→ **OBJECTIVE**:
Check each line of the listing for the string "screenshot", then state how many lines have it. Only the number is wanted.

══ INFORMATION SHOWN

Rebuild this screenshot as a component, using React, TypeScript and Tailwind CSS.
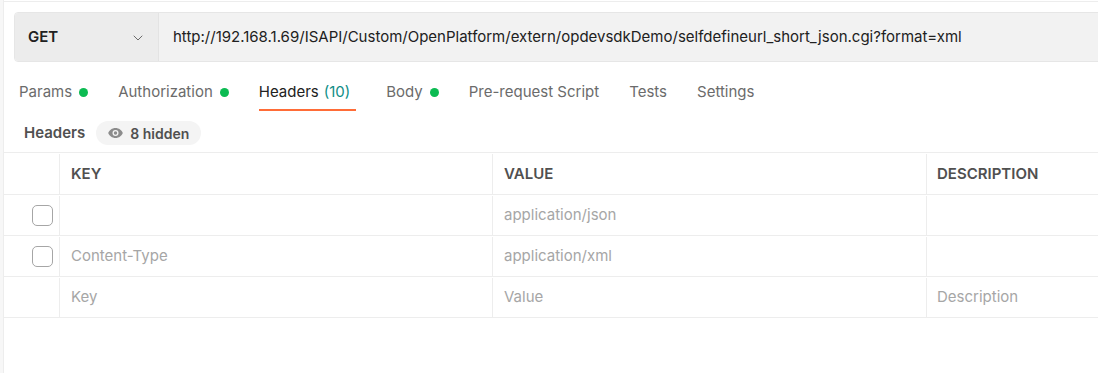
import React from 'react';
import { ChevronDown } from 'lucide-react';

const Dot = () => <span className="ml-[7px] inline-block h-[9px] w-[9px] rounded-full bg-[#0cbb52]" />;

interface TabProps {
    label: string;
    dot?: boolean;
    count?: string;
    active?: boolean;
}

const Tab: React.FC<TabProps> = ({ label, dot, count, active }) => {
    return (
        <div
            className={
                'flex items-center pt-[10px] pb-[7px] border-b-2 ' +
                (active ? 'border-[#ff6c37] text-[#212121] pr-[6px]' : 'border-transparent text-[#6b6b6b]')
            }
        >
            <span className="leading-[20px]">{label}</span>
            {count && <span className="ml-[5px] leading-[20px] text-[#0f8d86]">{count}</span>}
            {dot && <Dot />}
        </div>
    );
};

const EyeIcon = () => (
    <svg width="15" height="10" viewBox="0 0 15 10">
        <path d="M7.5 0C4 0 1.3 2.3 0.2 5c1.1 2.7 3.8 5 7.3 5s6.2-2.3 7.3-5C13.7 2.3 11 0 7.5 0z" fill="#8c8c8c" />
        <circle cx="7.5" cy="5" r="3" fill="#f4f4f4" />
        <circle cx="7.5" cy="5" r="1.7" fill="#8c8c8c" />
    </svg>
);

const Checkbox = () => (
    <div className="h-[21px] w-[21px] rounded-[5px] border border-[#a6a6a6] bg-white" />
);

interface RowProps {
    check?: boolean;
    keyText?: string;
    value?: string;
    desc?: string;
}

const Row: React.FC<RowProps> = ({ check, keyText, value, desc }) => {
    return (
        <div className="flex h-[41px] border-b border-[#ededed] pt-[1px] text-[15px] text-[#a6a6a6]">
            <div className="flex w-[56px] shrink-0 items-center justify-end pr-[6px] border-r border-[#ededed]">
                {check && <Checkbox />}
            </div>
            <div className="flex w-[433px] shrink-0 items-center pl-[11px] border-r border-[#ededed]">{keyText}</div>
            <div className="flex w-[434px] shrink-0 items-center pl-[11px] border-r border-[#ededed]">{value}</div>
            <div className="flex flex-1 items-center pl-[10px]">{desc}</div>
        </div>
    );
};

export default function App() {
    return (
        <div className="flex h-[373px] w-[1098px] overflow-hidden bg-white font-['Inter',sans-serif]">
            <div className="w-[3px] shrink-0 bg-[#f7f7f7]" />
            <div className="flex min-w-0 flex-1 flex-col border-l border-[#ededed]">
                <div className="mt-[1px] border-t border-[#ededed]" />

                <div className="ml-[10px] mt-[10px] flex h-[50px] w-[1110px] shrink-0 overflow-hidden rounded-l-[4px] border border-[#e6e6e6]">
                    <div className="flex w-[144px] shrink-0 items-center justify-between bg-[#ececec] pl-[13px] pr-[12px] pt-[1px] border-r border-[#e3e3e3]">
                        <span className="text-[15px] font-semibold text-[#212121]">GET</span>
                        <ChevronDown size={16} strokeWidth={1.5} color="#6b6b6b" />
                    </div>
                    <div className="flex flex-1 items-center bg-[#f2f2f2] pl-[14px] text-[15px] text-[#212121]">
                        http://192.168.1.69/ISAPI/Custom/OpenPlatform/extern/opdevsdkDemo/selfdefineurl_short_json.cgi?format=xml
                    </div>
                </div>

                <div className="mt-[10px] flex gap-[30px] pl-[15px] text-[15px]">
                    <Tab label="Params" dot />
                    <Tab label="Authorization" dot />
                    <Tab label="Headers" count="(10)" active />
                    <Tab label="Body" dot />
                    <Tab label="Pre-request Script" />
                    <Tab label="Tests" />
                    <Tab label="Settings" />
                </div>

                <div className="mt-[10px] flex h-[24px] items-center gap-[11px] pl-[20px]">
                    <span className="text-[15px] font-semibold text-[#505050]">Headers</span>
                    <div className="flex h-[24px] items-center gap-[7px] rounded-full bg-[#f4f4f4] pl-[12px] pr-[12px]">
                        <EyeIcon />
                        <span className="text-[14px] font-semibold text-[#505050]">8 hidden</span>
                    </div>
                </div>

                <div className="mt-[7px] border-t border-[#ededed]">
                    <div className="flex h-[42px] border-b border-[#ededed] pt-[1px] text-[15px] font-semibold text-[#505050]">
                        <div className="w-[56px] shrink-0 border-r border-[#ededed]" />
                        <div className="flex w-[433px] shrink-0 items-center pl-[11px] border-r border-[#ededed]">KEY</div>
                        <div className="flex w-[434px] shrink-0 items-center pl-[11px] border-r border-[#ededed]">VALUE</div>
                        <div className="flex flex-1 items-center pl-[10px]">DESCRIPTION</div>
                    </div>
                    <Row check value="application/json" />
                    <Row check keyText="Content-Type" value="application/xml" />
                    <Row keyText="Key" value="Value" desc="Description" />
                </div>
            </div>
        </div>
    );
}
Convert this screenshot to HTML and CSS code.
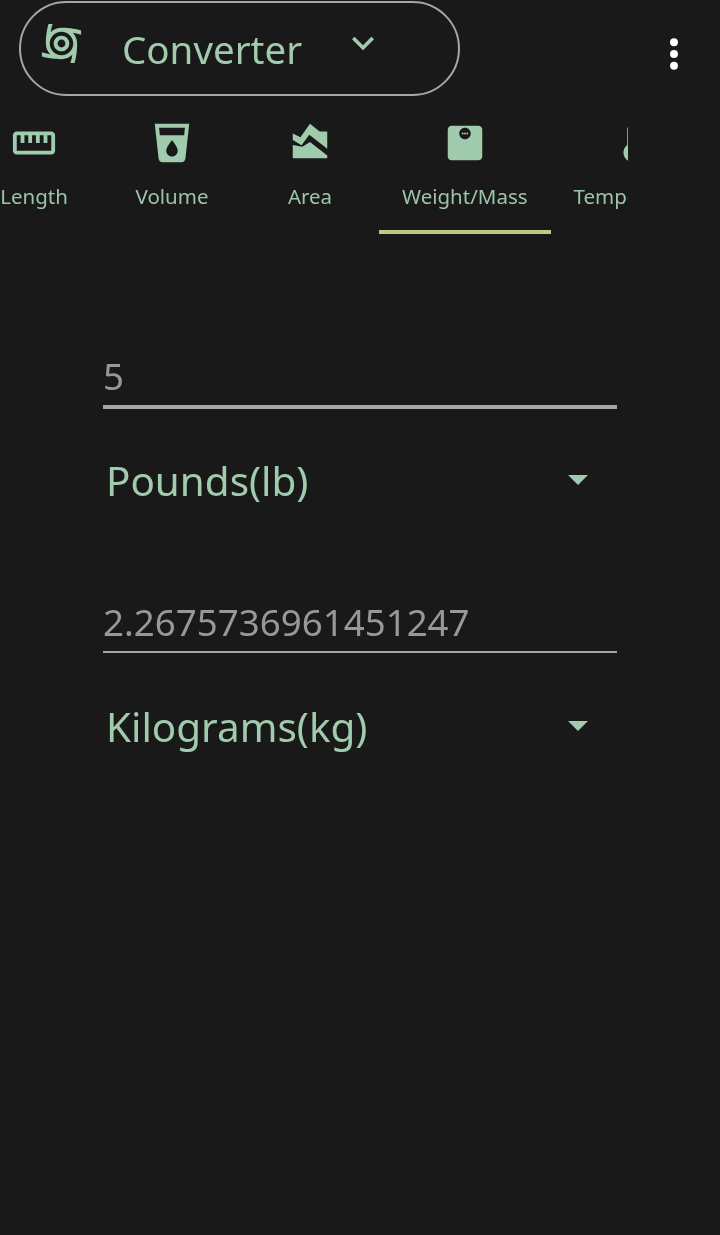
FILE: index.html
```html
<!DOCTYPE html>
<html lang="en">
<head>
<meta charset="utf-8">
<title>Converter</title>
<link rel="stylesheet" href="styles.css">
</head>
<body>
<header class="appbar">
  <div class="pill">
    <svg class="pill-logo" viewBox="0 0 24 24"><path fill-rule="evenodd" d="M22,7.47V5.35C20.05,4.77,16.56,4,12,4C9.85,4,7.89,4.86,6.46,6.24C6.59,5.39,6.86,3.84,7.47,2H5.35C4.77,3.95,4,7.44,4,12c0,2.15,0.86,4.11,2.24,5.54c-0.85-0.14-2.4-0.4-4.24-1.01v2.12C3.95,19.23,7.44,20,12,20c2.15,0,4.11-0.86,5.54-2.24c-0.14,0.85-0.4,2.4-1.01,4.24h2.12C19.23,20.05,20,16.56,20,12c0-2.15-0.86-4.11-2.24-5.54C18.61,6.59,20.16,6.86,22,7.47z M12,18c-3.31,0-6-2.69-6-6s2.69-6,6-6s6,2.69,6,6S15.31,18,12,18z"/><path fill-rule="evenodd" d="M12,8c-2.21,0-4,1.79-4,4s1.79,4,4,4s4-1.79,4-4S14.21,8,12,8z M12,14c-1.1,0-2-0.9-2-2s0.9-2,2-2s2,0.9,2,2S13.1,14,12,14z"/></svg>
    <span class="pill-title">Converter</span>
    <svg class="pill-chevron" viewBox="0 0 24 24"><path d="M16.59 8.59L12 13.17 7.41 8.59 6 10l6 6 6-6z"/></svg>
  </div>
  <svg class="menu" viewBox="0 0 24 24"><circle cx="12" cy="5.6" r="2.15"/><circle cx="12" cy="12" r="2.15"/><circle cx="12" cy="18.4" r="2.15"/></svg>
</header>
<nav class="tabs">
  <div class="tab-strip">
    <div class="tab">
      <svg class="tab-icon" viewBox="0 0 24 24"><path d="M21 6H3c-1.1 0-2 .9-2 2v8c0 1.1.9 2 2 2h18c1.1 0 2-.9 2-2V8c0-1.1-.9-2-2-2zm0 10H3V8h2v4h2V8h2v4h2V8h2v4h2V8h2v4h2V8h2v8z"/></svg>
      <span class="tab-label">Length</span>
    </div>
    <div class="tab">
      <svg class="tab-icon" viewBox="0 0 24 24"><path d="M3 2l2.01 18.23C5.13 21.23 5.97 22 7 22h10c1.03 0 1.87-.77 1.99-1.77L21 2H3zm9 17c-1.66 0-3-1.34-3-3 0-2 3-5.4 3-5.4s3 3.4 3 5.4c0 1.66-1.34 3-3 3zm6.33-11H5.67l-.44-4h13.53l-.43 4z"/></svg>
      <span class="tab-label">Volume</span>
    </div>
    <div class="tab">
      <svg class="tab-icon" viewBox="0 0 24 24"><path d="M3,13v7h18v-1.5l-9-7L8,14L3,13z M3,7l4,2l5-7l5,4h4v8.97l-9.4-7.31l-3.98,5.48L3,10.44V7z"/></svg>
      <span class="tab-label">Area</span>
    </div>
    <div class="tab tab-active">
      <svg class="tab-icon" viewBox="0 0 24 24"><path fill-rule="evenodd" d="M5 3h14c1.1 0 2 .9 2 2v14c0 1.1-.9 2-2 2H5c-1.1 0-2-.9-2-2V5c0-1.1.9-2 2-2zM12 4c-1.66 0-3 1.34-3 3s1.34 3 3 3 3-1.34 3-3-1.34-3-3-3z"/><circle cx="10.8" cy="7" r=".5"/><circle cx="12" cy="7" r=".5"/><circle cx="13.2" cy="7" r=".5"/></svg>
      <span class="tab-label">Weight/Mass</span>
    </div>
    <div class="tab">
      <svg class="tab-icon tab-icon-temp" viewBox="0 0 24 24"><path d="M15 13V5c0-1.66-1.34-3-3-3S9 3.34 9 5v8c-1.21.91-2 2.37-2 4 0 2.76 2.24 5 5 5s5-2.24 5-5c0-1.63-.79-3.09-2-4zm-4-8c0-.55.45-1 1-1s1 .45 1 1h-1v1h1v2h-1v1h1v2h-2V5z"/></svg>
      <span class="tab-label">Temperature</span>
    </div>
  </div>
</nav>
<main class="form">
  <section class="unit-group">
    <div class="field field-focused">5</div>
    <div class="select"><span>Pounds(lb)</span><i class="caret"></i></div>
  </section>
  <section class="unit-group">
    <div class="field">2.2675736961451247</div>
    <div class="select"><span>Kilograms(kg)</span><i class="caret"></i></div>
  </section>
</main>
</body>
</html>
```
FILE: styles.css
```css
* { box-sizing: border-box; }
html, body { margin: 0; height: 100%; }
body {
  background: #191919;
  color: #a1cbad;
  font-family: "Noto Sans", sans-serif;
  overflow: hidden;
}
svg { display: block; fill: #a1cbad; }
.appbar, .tabs, .form { will-change: opacity; }

.appbar {
  display: flex;
  align-items: flex-start;
  height: 106px;
  padding: 1px 0 0 19px;
}
.pill {
  display: flex;
  width: 441px;
  height: 95px;
  border: 2px solid #a6a6a6;
  border-radius: 48px;
  padding: 0 0 0 17px;
}
.pill-logo { width: 47px; height: 47px; margin-top: 17px; flex: none; }
.pill-title {
  margin-left: 37px;
  font-size: 38.5px;
  line-height: 92px;
  width: 219px;
}
.pill-chevron { width: 44px; height: 44px; margin-top: 18px; flex: none; }
.menu { width: 44px; height: 44px; margin: 31px 0 0 192px; fill: #fff; flex: none; }

.tabs { width: 628px; height: 128px; overflow: hidden; }
.tab-strip { display: flex; margin-left: -35px; width: 900px; height: 100%; }
.tab {
  display: flex;
  flex-direction: column;
  align-items: center;
  min-width: 138px;
  padding: 14px 23px 0;
  height: 128px;
  flex: none;
}
.tab-active { border-bottom: 4px solid #bdcb82; }
.tab-icon { width: 46px; height: 46px; flex: none; }
.tab-icon-temp { margin-right: 5px; }
.tab-label { margin-top: 15px; font-size: 20.5px; line-height: 30px; color: #9cc5a8; white-space: nowrap; }

.form { padding: 115px 103px 0; }
.unit-group { height: 246px; }
.field {
  padding: 0 0 2px;
  border-bottom: 2px solid #a6a6a6;
  color: #989898;
  font-size: 36.7px;
  line-height: 54px;
}
.field-focused { border-bottom-width: 4px; }
.select {
  display: flex;
  justify-content: space-between;
  align-items: center;
  padding: 0 29px 0 3px;
  margin-top: 44px;
  height: 60px;
  font-size: 40.4px;
  line-height: 60px;
}
.field-focused + .select { margin-top: 42px; }
.caret {
  width: 0;
  height: 0;
  margin-top: -2px;
  border-left: 10px solid transparent;
  border-right: 10px solid transparent;
  border-top: 10px solid #a1cbad;
}
```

════

→ **EXPECTED ANSWER**:
2